SET TASK => Set down all of the data that follows word for word, without the images.

SOURCE MATERIAL =>
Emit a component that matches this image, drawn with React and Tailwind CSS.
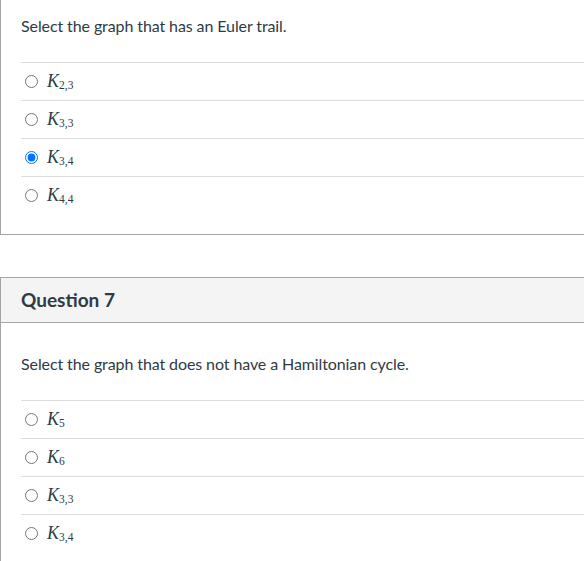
import React from 'react';

const font = { fontFamily: 'Lato, "Open Sans", sans-serif' };

function MathLabel({ base, sub }) {
    return (
        <span className="text-[#2d3b45] text-[18px] leading-none" style={{ fontFamily: '"Liberation Serif", "DejaVu Serif", serif' }}>
            <i>{base}</i>
            <sub className="text-[11.5px] not-italic relative top-[2px] align-baseline">{sub}</sub>
        </span>
    );
}

function Answer({ sub, checked }) {
    return (
        <div className="flex items-center h-[38px] border-t border-[#dcdcdc]">
            <input
                type="radio"
                readOnly
                checked={!!checked}
                className="w-[13px] h-[13px] ml-[4px] mr-[3px] mt-[-1px]"
            />
            <label className="pl-[6px] mb-[2px] flex items-center">
                <MathLabel base="K" sub={sub} />
            </label>
        </div>
    );
}

function QuestionBody({ text, answers, top }) {
    return (
        <div className={`${top} pl-[20px] pb-[20px]`}>
            <p className="text-[16px] leading-[24px] text-[#2d3b45] mb-[24px] tracking-[-0.1px]" style={font}>{text}</p>
            <div>
                {answers.map((a) => (
                    <Answer key={a.sub} sub={a.sub} checked={a.checked} />
                ))}
            </div>
        </div>
    );
}

export default function App() {
    return (
        <div className="w-[584px] h-[561px] overflow-hidden bg-white">
            {/* Question 6 (scrolled) */}
            <div className="border-l border-b border-[#a5a5a5]">
                <QuestionBody
                    top="pt-[14px]"
                    text="Select the graph that has an Euler trail."
                    answers={[
                        { sub: '2,3' },
                        { sub: '3,3' },
                        { sub: '3,4', checked: true },
                        { sub: '4,4' },
                    ]}
                />
            </div>

            {/* Question 7 */}
            <div className="mt-[42px] border-l border-t border-[#a5a5a5]">
                <div className="h-[45px] bg-[#f4f4f4] border-b border-[#a5a5a5] flex items-center pl-[20px]">
                    <h2 className="text-[19px] font-bold text-[#2d3b45]" style={font}>Question 7</h2>
                </div>
                <QuestionBody
                    top="pt-[29px]"
                    text="Select the graph that does not have a Hamiltonian cycle."
                    answers={[
                        { sub: '5' },
                        { sub: '6' },
                        { sub: '3,3' },
                        { sub: '3,4' },
                    ]}
                />
            </div>
        </div>
    );
}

RESPONSE =>
Emit a component that matches this image, drawn with React and Tailwind CSS.
import React from 'react';

const font = { fontFamily: 'Lato, "Open Sans", sans-serif' };

function MathLabel({ base, sub }) {
    return (
        <span className="text-[#2d3b45] text-[18px] leading-none" style={{ fontFamily: '"Liberation Serif", "DejaVu Serif", serif' }}>
            <i>{base}</i>
            <sub className="text-[11.5px] not-italic relative top-[2px] align-baseline">{sub}</sub>
        </span>
    );
}

function Answer({ sub, checked }) {
    return (
        <div className="flex items-center h-[38px] border-t border-[#dcdcdc]">
            <input
                type="radio"
                readOnly
                checked={!!checked}
                className="w-[13px] h-[13px] ml-[4px] mr-[3px] mt-[-1px]"
            />
            <label className="pl-[6px] mb-[2px] flex items-center">
                <MathLabel base="K" sub={sub} />
            </label>
        </div>
    );
}

function QuestionBody({ text, answers, top }) {
    return (
        <div className={`${top} pl-[20px] pb-[20px]`}>
            <p className="text-[16px] leading-[24px] text-[#2d3b45] mb-[24px] tracking-[-0.1px]" style={font}>{text}</p>
            <div>
                {answers.map((a) => (
                    <Answer key={a.sub} sub={a.sub} checked={a.checked} />
                ))}
            </div>
        </div>
    );
}

export default function App() {
    return (
        <div className="w-[584px] h-[561px] overflow-hidden bg-white">
            {/* Question 6 (scrolled) */}
            <div className="border-l border-b border-[#a5a5a5]">
                <QuestionBody
                    top="pt-[14px]"
                    text="Select the graph that has an Euler trail."
                    answers={[
                        { sub: '2,3' },
                        { sub: '3,3' },
                        { sub: '3,4', checked: true },
                        { sub: '4,4' },
                    ]}
                />
            </div>

            {/* Question 7 */}
            <div className="mt-[42px] border-l border-t border-[#a5a5a5]">
                <div className="h-[45px] bg-[#f4f4f4] border-b border-[#a5a5a5] flex items-center pl-[20px]">
                    <h2 className="text-[19px] font-bold text-[#2d3b45]" style={font}>Question 7</h2>
                </div>
                <QuestionBody
                    top="pt-[29px]"
                    text="Select the graph that does not have a Hamiltonian cycle."
                    answers={[
                        { sub: '5' },
                        { sub: '6' },
                        { sub: '3,3' },
                        { sub: '3,4' },
                    ]}
                />
            </div>
        </div>
    );
}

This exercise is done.